If there is no battery disconnect and no way to unhook the battery other then unbolting a wire lead, then it is advised for safety reasons to unbolt the negative and not the positive. This method allows less chance of a tool undoing the bolts to spark on the frame if you are unhooking the negative. Unbolting the hot wire every time has a higher risk the tool will touch something on the metal camper and create a large spark.

If you can move the disconnect switch to the positive side, that is more conventional and will solve your issue. They must of needed a better ground for some reason and never traced back the uncommon negative disconnect.

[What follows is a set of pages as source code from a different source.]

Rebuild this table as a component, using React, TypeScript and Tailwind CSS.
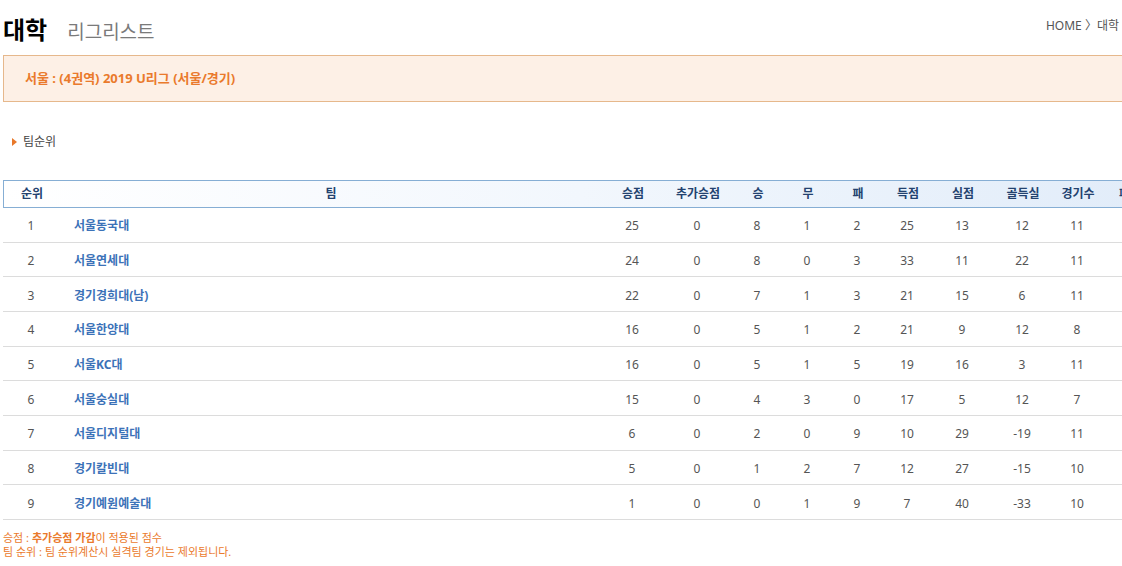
import React from "react";

interface Row {
  rank: number;
  team: string;
  pts: number;
  extra: number;
  w: number;
  d: number;
  l: number;
  gf: number;
  ga: number;
  gd: number;
  gp: number;
}

const rows: Row[] = [
  { rank: 1, team: "서울동국대", pts: 25, extra: 0, w: 8, d: 1, l: 2, gf: 25, ga: 13, gd: 12, gp: 11 },
  { rank: 2, team: "서울연세대", pts: 24, extra: 0, w: 8, d: 0, l: 3, gf: 33, ga: 11, gd: 22, gp: 11 },
  { rank: 3, team: "경기경희대(남)", pts: 22, extra: 0, w: 7, d: 1, l: 3, gf: 21, ga: 15, gd: 6, gp: 11 },
  { rank: 4, team: "서울한양대", pts: 16, extra: 0, w: 5, d: 1, l: 2, gf: 21, ga: 9, gd: 12, gp: 8 },
  { rank: 5, team: "서울KC대", pts: 16, extra: 0, w: 5, d: 1, l: 5, gf: 19, ga: 16, gd: 3, gp: 11 },
  { rank: 6, team: "서울숭실대", pts: 15, extra: 0, w: 4, d: 3, l: 0, gf: 17, ga: 5, gd: 12, gp: 7 },
  { rank: 7, team: "서울디지털대", pts: 6, extra: 0, w: 2, d: 0, l: 9, gf: 10, ga: 29, gd: -19, gp: 11 },
  { rank: 8, team: "경기칼빈대", pts: 5, extra: 0, w: 1, d: 2, l: 7, gf: 12, ga: 27, gd: -15, gp: 10 },
  { rank: 9, team: "경기예원예술대", pts: 1, extra: 0, w: 0, d: 1, l: 9, gf: 7, ga: 40, gd: -33, gp: 10 },
];

const cols =
  "grid grid-cols-[56px_542px_62px_68px_52px_48px_52px_48px_62px_58px_52px_60px]";

const heads = ["승점", "추가승점", "승", "무", "패", "득점", "실점", "골득실", "경기수"];

export default function App() {
  return (
    <div className="w-[1122px] h-[566px] overflow-hidden bg-white font-['Noto_Sans','Noto_Sans_CJK_KR',sans-serif]">
      <div className="w-[1160px] pl-[3px]">
        <div className="flex items-end justify-between h-[42px] w-[1116px]">
          <div className="flex items-baseline">
            <h1 className="text-[24px] font-bold text-black leading-none">대학</h1>
            <span className="ml-[20px] text-[19px] text-[#7a7a7a] leading-none">리그리스트</span>
          </div>
          <div className="text-[12px] text-[#555] pb-[10px] leading-none">HOME 〉대학</div>
        </div>

        <div className="mt-[13px] h-[47px] border border-[#e6b88c] bg-[#fdf0e6] flex items-center pl-[21px]">
          <span className="text-[13px] font-bold text-[#ea7a2c]">서울 : (4권역) 2019 U리그 (서울/경기)</span>
        </div>

        <div className="mt-[32px] flex items-center pl-[9px] h-[16px]">
          <span className="w-0 h-0 border-y-[4px] border-y-transparent border-l-[5px] border-l-[#e8782a] mr-[6px]" />
          <span className="text-[12px] text-[#444]">팀순위</span>
        </div>

        <div className="mt-[30px]">
          <div
            className={`${cols} h-[28px] items-center border-y border-[#86aed4] border-l bg-gradient-to-r from-white via-[#f2f7fd] to-[#e1ecf9] text-[12px] font-bold text-[#23426f]`}
          >
            <div className="text-center">순위</div>
            <div className="text-center">팀</div>
            {heads.map((h) => (
              <div key={h} className="text-center">
                {h}
              </div>
            ))}
            <div className="pl-[15px] whitespace-nowrap">페어</div>
          </div>
          {rows.map((r) => (
            <div
              key={r.rank}
              className={`${cols} h-[34.67px] pt-[3px] items-center border-b border-[#dcdcdc] text-[12px] text-[#555]`}
            >
              <div className="text-center">{r.rank}</div>
              <div className="pl-[15px] font-bold text-[#3c72b8]">{r.team}</div>
              <div className="text-center">{r.pts}</div>
              <div className="text-center">{r.extra}</div>
              <div className="text-center">{r.w}</div>
              <div className="text-center">{r.d}</div>
              <div className="text-center">{r.l}</div>
              <div className="text-center">{r.gf}</div>
              <div className="text-center">{r.ga}</div>
              <div className="text-center">{r.gd}</div>
              <div className="text-center">{r.gp}</div>
              <div />
            </div>
          ))}
        </div>

        <div className="mt-[11px] text-[11px] leading-[14px] text-[#ea7a2c]">
          <p>
            승점 : <b>추가승점 가감</b>이 적용된 점수
          </p>
          <p>팀 순위 : 팀 순위계산시 실격팀 경기는 제외됩니다.</p>
        </div>
      </div>
    </div>
  );
}
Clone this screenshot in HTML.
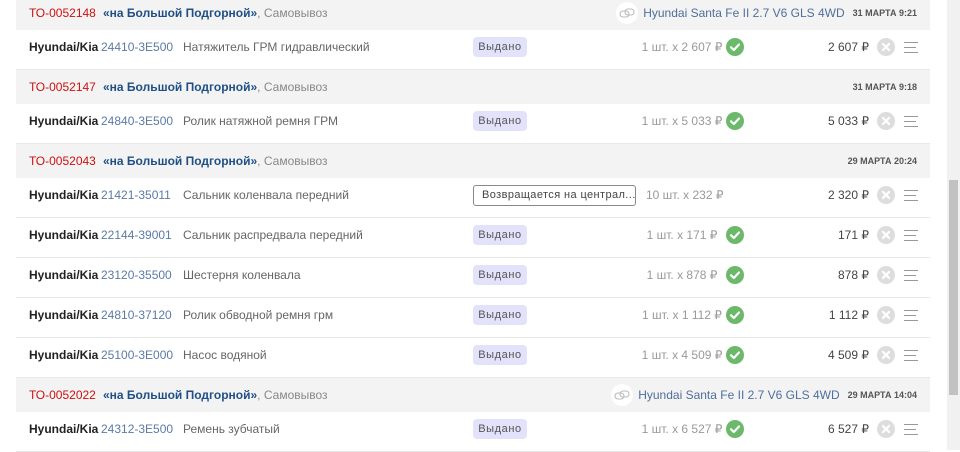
<!DOCTYPE html>
<html><head><meta charset="utf-8"><style>
*{margin:0;padding:0;box-sizing:border-box}
body{width:960px;height:450px;overflow:hidden;background:#fff;font-family:"Liberation Sans",Arial,sans-serif;font-size:12px;position:relative}
#wrap{position:absolute;left:16px;top:-4px;width:914px}
.h{position:relative;height:34px;background:#f3f3f3}
.i{position:relative;height:40px;background:#fff;border-bottom:1px solid #e8e8e8}
.h>*,.i>*{position:absolute;white-space:nowrap}
.t{top:9px;line-height:16px}
.no{left:13px;color:#cc1111}
.pt{left:87px;color:#555}
.pt b{color:#1f4f85}
.pt span{color:#888}
.rt{right:13px;top:8px;height:18px;display:flex;align-items:center}
.car{display:flex;align-items:center;color:#4f6f9c;margin-right:8px}
.ci{width:22px;height:22px;border-radius:50%;background:#fff;margin-right:5px;display:flex;align-items:center;justify-content:center}
.dt{font-size:9px;font-weight:bold;color:#555}
.br{left:13px;color:#222;font-weight:bold}
.pn{left:85px;color:#5b7aa6}
.nm{left:167px;color:#666}
.bd{left:457px;top:7px;width:54px;height:20px;border-radius:4px;background:#e2e2fb;color:#555;font-size:11px;letter-spacing:.6px;line-height:20px;text-align:center}
.bd2{left:457px;top:7px;width:163px;height:21px;border-radius:3px;border:1px solid #888;background:#fff;color:#444;font-size:11px;letter-spacing:.4px;line-height:19px;padding-left:8px;overflow:hidden}
.q{left:616px;width:100px;margin-left:0;text-align:center;color:#999}
.ck{left:710px;top:8px;width:18px;height:18px;border-radius:50%;background:#6cb96c}
.pr{right:61px;color:#444}
.x{left:861px;top:8px;width:18px;height:18px;border-radius:50%;background:#ddd}
.m{left:888px;top:12px;width:14px;height:11px;border-top:1px solid #999;border-bottom:1px solid #999}
.m:after{content:"";position:absolute;left:0;right:2px;top:4px;border-top:1px solid #999}
#sb{position:absolute;left:947px;top:0;width:13px;height:450px;background:#f1f1f1}
#th{position:absolute;left:949px;top:180px;width:9px;height:215px;background:#c1c1c1}
</style></head><body>
<svg width="0" height="0" style="position:absolute"><defs>
<symbol id="c" viewBox="0 0 18 18"><path d="M5 9.3l2.8 2.7L13 6.5" fill="none" stroke="#fff" stroke-width="2.2" stroke-linecap="round" stroke-linejoin="round"/></symbol>
<symbol id="xx" viewBox="0 0 18 18"><path d="M6 6l6 6M12 6l-6 6" stroke="#fff" stroke-width="2.2" stroke-linecap="round"/></symbol>
<symbol id="lk" viewBox="0 0 16 12"><rect x="1" y="4" width="9" height="6" rx="3" fill="none" stroke="#bbb" stroke-width="1.1"/><rect x="6" y="2" width="9" height="6" rx="3" fill="none" stroke="#bbb" stroke-width="1.1"/></symbol>
</defs></svg>
<div id="wrap">
<div class="h"><div class="t no">ТО-0052148</div><div class="t pt"><b>«на Большой Подгорной»</b><span>, Самовывоз</span></div><div class="rt"><div class="car"><div class="ci"><svg width="16" height="12"><use href="#lk"/></svg></div>Hyundai Santa Fe II 2.7 V6 GLS 4WD</div><div class="dt">31 МАРТА 9:21</div></div></div>
<div class="i"><div class="t br">Hyundai/Kia</div><div class="t pn">24410-3E500</div><div class="t nm">Натяжитель ГРМ гидравлический</div><div class="bd">Выдано</div><div class="t q">1 шт. x 2 607 ₽</div><svg class="ck" viewBox="0 0 18 18"><use href="#c"/></svg><div class="t pr">2 607 ₽</div><svg class="x" viewBox="0 0 18 18"><use href="#xx"/></svg><div class="m"></div></div>
<div class="h"><div class="t no">ТО-0052147</div><div class="t pt"><b>«на Большой Подгорной»</b><span>, Самовывоз</span></div><div class="rt"><div class="dt">31 МАРТА 9:18</div></div></div>
<div class="i"><div class="t br">Hyundai/Kia</div><div class="t pn">24840-3E500</div><div class="t nm">Ролик натяжной ремня ГРМ</div><div class="bd">Выдано</div><div class="t q">1 шт. x 5 033 ₽</div><svg class="ck" viewBox="0 0 18 18"><use href="#c"/></svg><div class="t pr">5 033 ₽</div><svg class="x" viewBox="0 0 18 18"><use href="#xx"/></svg><div class="m"></div></div>
<div class="h"><div class="t no">ТО-0052043</div><div class="t pt"><b>«на Большой Подгорной»</b><span>, Самовывоз</span></div><div class="rt"><div class="dt">29 МАРТА 20:24</div></div></div>
<div class="i"><div class="t br">Hyundai/Kia</div><div class="t pn">21421-35011</div><div class="t nm">Сальник коленвала передний</div><div class="bd2">Возвращается на централ...</div><div class="t" style="left:630px;color:#999">10 шт. x 232 ₽</div><div class="t pr">2 320 ₽</div><svg class="x" viewBox="0 0 18 18"><use href="#xx"/></svg><div class="m"></div></div>
<div class="i"><div class="t br">Hyundai/Kia</div><div class="t pn">22144-39001</div><div class="t nm">Сальник распредвала передний</div><div class="bd">Выдано</div><div class="t q">1 шт. x 171 ₽</div><svg class="ck" viewBox="0 0 18 18"><use href="#c"/></svg><div class="t pr">171 ₽</div><svg class="x" viewBox="0 0 18 18"><use href="#xx"/></svg><div class="m"></div></div>
<div class="i"><div class="t br">Hyundai/Kia</div><div class="t pn">23120-35500</div><div class="t nm">Шестерня коленвала</div><div class="bd">Выдано</div><div class="t q">1 шт. x 878 ₽</div><svg class="ck" viewBox="0 0 18 18"><use href="#c"/></svg><div class="t pr">878 ₽</div><svg class="x" viewBox="0 0 18 18"><use href="#xx"/></svg><div class="m"></div></div>
<div class="i"><div class="t br">Hyundai/Kia</div><div class="t pn">24810-37120</div><div class="t nm">Ролик обводной ремня грм</div><div class="bd">Выдано</div><div class="t q">1 шт. x 1 112 ₽</div><svg class="ck" viewBox="0 0 18 18"><use href="#c"/></svg><div class="t pr">1 112 ₽</div><svg class="x" viewBox="0 0 18 18"><use href="#xx"/></svg><div class="m"></div></div>
<div class="i"><div class="t br">Hyundai/Kia</div><div class="t pn">25100-3E000</div><div class="t nm">Насос водяной</div><div class="bd">Выдано</div><div class="t q">1 шт. x 4 509 ₽</div><svg class="ck" viewBox="0 0 18 18"><use href="#c"/></svg><div class="t pr">4 509 ₽</div><svg class="x" viewBox="0 0 18 18"><use href="#xx"/></svg><div class="m"></div></div>
<div class="h"><div class="t no">ТО-0052022</div><div class="t pt"><b>«на Большой Подгорной»</b><span>, Самовывоз</span></div><div class="rt"><div class="car"><div class="ci"><svg width="16" height="12"><use href="#lk"/></svg></div>Hyundai Santa Fe II 2.7 V6 GLS 4WD</div><div class="dt">29 МАРТА 14:04</div></div></div>
<div class="i"><div class="t br">Hyundai/Kia</div><div class="t pn">24312-3E500</div><div class="t nm">Ремень зубчатый</div><div class="bd">Выдано</div><div class="t q">1 шт. x 6 527 ₽</div><svg class="ck" viewBox="0 0 18 18"><use href="#c"/></svg><div class="t pr">6 527 ₽</div><svg class="x" viewBox="0 0 18 18"><use href="#xx"/></svg><div class="m"></div></div>
</div>
<div id="sb"></div><div id="th"></div>
</body></html>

I am very glad to hear your trailer shop took the time to explain the WD hitch, hitching and unhitching safely by jacking the camper and truck up way high. Sometimes you need a 6" block of wood etc under the jack foot to gain more height as all jacks do not always have enough travel to totally unload the WD bars.

Some folks have been hurt not knowing this jack up procedure as the pipe or tool flew out of their hand trying to lift all that spring tension without jacking up the camper and truck.

Good they created a pinned coupler lock. That is a very documented case that sometimes given the right conditions the coupler can unlock and decouple, if not pinned/locked closed.

Good your shop found those items. They are a keeper.

The breakaway cable, see here. Sometimes you need to use a small chain to create a hook point for the cable with a small carabiner.

Here is one method on Ford pickups




Here is a method on a Chevy Suburban. I cannot find the exact pic I want to show you, (moved pics to Flicker) but the small chain was threaded up through a slot in the bumper.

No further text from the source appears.